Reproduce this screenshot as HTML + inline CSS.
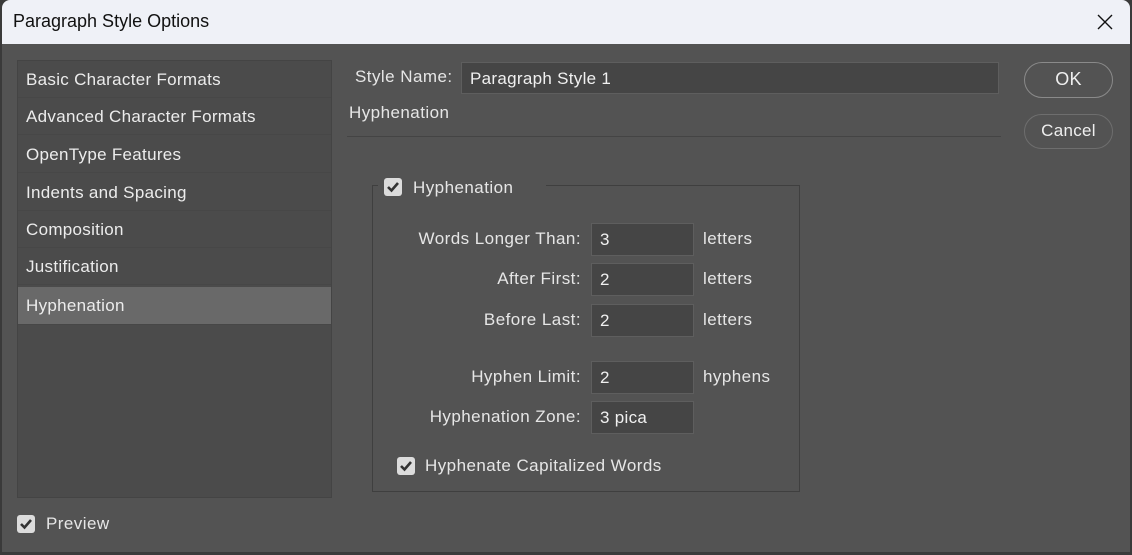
<!DOCTYPE html>
<html><head><meta charset="utf-8"><style>
*{margin:0;padding:0;box-sizing:border-box}
html,body{width:1132px;height:555px;overflow:hidden;background:#3a3a3a;font-family:"Liberation Sans",sans-serif}
.win{position:absolute;left:2px;top:0;width:1128px;height:552px;background:#535353;border-radius:8px 8px 0 0;overflow:hidden}
.title{position:absolute;left:0;top:0;width:1128px;height:44px;background:#eff1f7}
.title span{position:absolute;left:11px;top:11px;font-size:18px;color:#111}
.x{position:absolute;left:1093px;top:12px}
.t{position:absolute;font-size:17px;color:#e6e6e6;white-space:nowrap;line-height:20px;letter-spacing:0.45px}
.list{position:absolute;left:15px;top:60px;width:315px;height:438px;background:#4b4b4b;border:1px solid #444}
.item{position:absolute;left:0;width:313px;height:37px;border-bottom:1px solid #474747}
.item span{position:absolute;left:8px;top:9px;font-size:17px;color:#ececec;letter-spacing:0.3px}
.sel{background:#696969}
.inp{position:absolute;background:#454545;border:1px solid #5e5e5e}
.inp span{position:absolute;left:8px;top:6px;font-size:17px;color:#f0f0f0;letter-spacing:0.3px}
.btn{position:absolute;border:1.5px solid #8a8a8a;border-radius:18px;color:#efefef;font-size:17px;text-align:center;letter-spacing:0.3px}
.cb{position:absolute;width:18px;height:18px;background:#dcdcdc;border-radius:3px}
.cb svg{position:absolute;left:2px;top:3px}
.r{text-align:right}
</style></head><body>
<div class="win">
<div class="title"><span>Paragraph Style Options</span>
<svg class="x" width="20" height="20" viewBox="0 0 20 20"><path d="M3 3L17 17M17 3L3 17" stroke="#111" stroke-width="1.4"/></svg></div>

<div class="list">
<div class="item" style="top:0"><span>Basic Character Formats</span></div>
<div class="item" style="top:37px"><span>Advanced Character Formats</span></div>
<div class="item" style="top:75px"><span>OpenType Features</span></div>
<div class="item" style="top:113px"><span>Indents and Spacing</span></div>
<div class="item" style="top:150px"><span>Composition</span></div>
<div class="item" style="top:187px"><span>Justification</span></div>
<div class="item sel" style="top:226px;height:38px"><span>Hyphenation</span></div>
</div>

<div class="t" style="left:353px;top:67px">Style Name:</div>
<div class="inp" style="left:459px;top:62px;width:538px;height:32px"><span>Paragraph Style 1</span></div>
<div class="t" style="left:347px;top:103px">Hyphenation</div>
<div style="position:absolute;left:345px;top:136px;width:654px;height:1px;background:#444"></div>

<div class="btn" style="left:1022px;top:62px;width:89px;height:36px;line-height:33px;font-size:18px">OK</div>
<div class="btn" style="left:1022px;top:114px;width:89px;height:35px;line-height:32px;border-color:#6e6e6e">Cancel</div>

<div style="position:absolute;left:370px;top:185px;width:428px;height:307px;border:1px solid #3f3f3f"></div>
<div style="position:absolute;left:376px;top:178px;width:168px;height:20px;background:#535353"></div>
<div class="cb" style="left:382px;top:178px"><svg width="14" height="12" viewBox="0 0 14 12"><path d="M2 6l3.5 3.5L12 2" stroke="#333" stroke-width="2.6" fill="none"/></svg></div>
<div class="t" style="left:411px;top:178px">Hyphenation</div>

<div class="t r" style="left:370px;width:209px;top:229px">Words Longer Than:</div>
<div class="inp" style="left:589px;top:223px;width:103px;height:33px"><span>3</span></div>
<div class="t" style="left:701px;top:229px">letters</div>
<div class="t r" style="left:370px;width:209px;top:269px">After First:</div>
<div class="inp" style="left:589px;top:263px;width:103px;height:33px"><span>2</span></div>
<div class="t" style="left:701px;top:269px">letters</div>
<div class="t r" style="left:370px;width:209px;top:310px">Before Last:</div>
<div class="inp" style="left:589px;top:304px;width:103px;height:33px"><span>2</span></div>
<div class="t" style="left:701px;top:310px">letters</div>
<div class="t r" style="left:370px;width:209px;top:367px">Hyphen Limit:</div>
<div class="inp" style="left:589px;top:361px;width:103px;height:33px"><span>2</span></div>
<div class="t" style="left:701px;top:367px">hyphens</div>
<div class="t r" style="left:370px;width:209px;top:407px">Hyphenation Zone:</div>
<div class="inp" style="left:589px;top:401px;width:103px;height:33px"><span>3 pica</span></div>

<div class="cb" style="left:395px;top:457px"><svg width="14" height="12" viewBox="0 0 14 12"><path d="M2 6l3.5 3.5L12 2" stroke="#333" stroke-width="2.6" fill="none"/></svg></div>
<div class="t" style="left:423px;top:456px">Hyphenate Capitalized Words</div>

<div class="cb" style="left:15px;top:515px"><svg width="14" height="12" viewBox="0 0 14 12"><path d="M2 6l3.5 3.5L12 2" stroke="#333" stroke-width="2.6" fill="none"/></svg></div>
<div class="t" style="left:44px;top:514px">Preview</div>
</div>
</body></html>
┄┄┄┄┄┄
### Your goal
Skip every picture and transcribe the data above exactly.

### Exercise result
Reproduce this screenshot as HTML + inline CSS.
<!DOCTYPE html>
<html><head><meta charset="utf-8"><style>
*{margin:0;padding:0;box-sizing:border-box}
html,body{width:1132px;height:555px;overflow:hidden;background:#3a3a3a;font-family:"Liberation Sans",sans-serif}
.win{position:absolute;left:2px;top:0;width:1128px;height:552px;background:#535353;border-radius:8px 8px 0 0;overflow:hidden}
.title{position:absolute;left:0;top:0;width:1128px;height:44px;background:#eff1f7}
.title span{position:absolute;left:11px;top:11px;font-size:18px;color:#111}
.x{position:absolute;left:1093px;top:12px}
.t{position:absolute;font-size:17px;color:#e6e6e6;white-space:nowrap;line-height:20px;letter-spacing:0.45px}
.list{position:absolute;left:15px;top:60px;width:315px;height:438px;background:#4b4b4b;border:1px solid #444}
.item{position:absolute;left:0;width:313px;height:37px;border-bottom:1px solid #474747}
.item span{position:absolute;left:8px;top:9px;font-size:17px;color:#ececec;letter-spacing:0.3px}
.sel{background:#696969}
.inp{position:absolute;background:#454545;border:1px solid #5e5e5e}
.inp span{position:absolute;left:8px;top:6px;font-size:17px;color:#f0f0f0;letter-spacing:0.3px}
.btn{position:absolute;border:1.5px solid #8a8a8a;border-radius:18px;color:#efefef;font-size:17px;text-align:center;letter-spacing:0.3px}
.cb{position:absolute;width:18px;height:18px;background:#dcdcdc;border-radius:3px}
.cb svg{position:absolute;left:2px;top:3px}
.r{text-align:right}
</style></head><body>
<div class="win">
<div class="title"><span>Paragraph Style Options</span>
<svg class="x" width="20" height="20" viewBox="0 0 20 20"><path d="M3 3L17 17M17 3L3 17" stroke="#111" stroke-width="1.4"/></svg></div>

<div class="list">
<div class="item" style="top:0"><span>Basic Character Formats</span></div>
<div class="item" style="top:37px"><span>Advanced Character Formats</span></div>
<div class="item" style="top:75px"><span>OpenType Features</span></div>
<div class="item" style="top:113px"><span>Indents and Spacing</span></div>
<div class="item" style="top:150px"><span>Composition</span></div>
<div class="item" style="top:187px"><span>Justification</span></div>
<div class="item sel" style="top:226px;height:38px"><span>Hyphenation</span></div>
</div>

<div class="t" style="left:353px;top:67px">Style Name:</div>
<div class="inp" style="left:459px;top:62px;width:538px;height:32px"><span>Paragraph Style 1</span></div>
<div class="t" style="left:347px;top:103px">Hyphenation</div>
<div style="position:absolute;left:345px;top:136px;width:654px;height:1px;background:#444"></div>

<div class="btn" style="left:1022px;top:62px;width:89px;height:36px;line-height:33px;font-size:18px">OK</div>
<div class="btn" style="left:1022px;top:114px;width:89px;height:35px;line-height:32px;border-color:#6e6e6e">Cancel</div>

<div style="position:absolute;left:370px;top:185px;width:428px;height:307px;border:1px solid #3f3f3f"></div>
<div style="position:absolute;left:376px;top:178px;width:168px;height:20px;background:#535353"></div>
<div class="cb" style="left:382px;top:178px"><svg width="14" height="12" viewBox="0 0 14 12"><path d="M2 6l3.5 3.5L12 2" stroke="#333" stroke-width="2.6" fill="none"/></svg></div>
<div class="t" style="left:411px;top:178px">Hyphenation</div>

<div class="t r" style="left:370px;width:209px;top:229px">Words Longer Than:</div>
<div class="inp" style="left:589px;top:223px;width:103px;height:33px"><span>3</span></div>
<div class="t" style="left:701px;top:229px">letters</div>
<div class="t r" style="left:370px;width:209px;top:269px">After First:</div>
<div class="inp" style="left:589px;top:263px;width:103px;height:33px"><span>2</span></div>
<div class="t" style="left:701px;top:269px">letters</div>
<div class="t r" style="left:370px;width:209px;top:310px">Before Last:</div>
<div class="inp" style="left:589px;top:304px;width:103px;height:33px"><span>2</span></div>
<div class="t" style="left:701px;top:310px">letters</div>
<div class="t r" style="left:370px;width:209px;top:367px">Hyphen Limit:</div>
<div class="inp" style="left:589px;top:361px;width:103px;height:33px"><span>2</span></div>
<div class="t" style="left:701px;top:367px">hyphens</div>
<div class="t r" style="left:370px;width:209px;top:407px">Hyphenation Zone:</div>
<div class="inp" style="left:589px;top:401px;width:103px;height:33px"><span>3 pica</span></div>

<div class="cb" style="left:395px;top:457px"><svg width="14" height="12" viewBox="0 0 14 12"><path d="M2 6l3.5 3.5L12 2" stroke="#333" stroke-width="2.6" fill="none"/></svg></div>
<div class="t" style="left:423px;top:456px">Hyphenate Capitalized Words</div>

<div class="cb" style="left:15px;top:515px"><svg width="14" height="12" viewBox="0 0 14 12"><path d="M2 6l3.5 3.5L12 2" stroke="#333" stroke-width="2.6" fill="none"/></svg></div>
<div class="t" style="left:44px;top:514px">Preview</div>
</div>
</body></html>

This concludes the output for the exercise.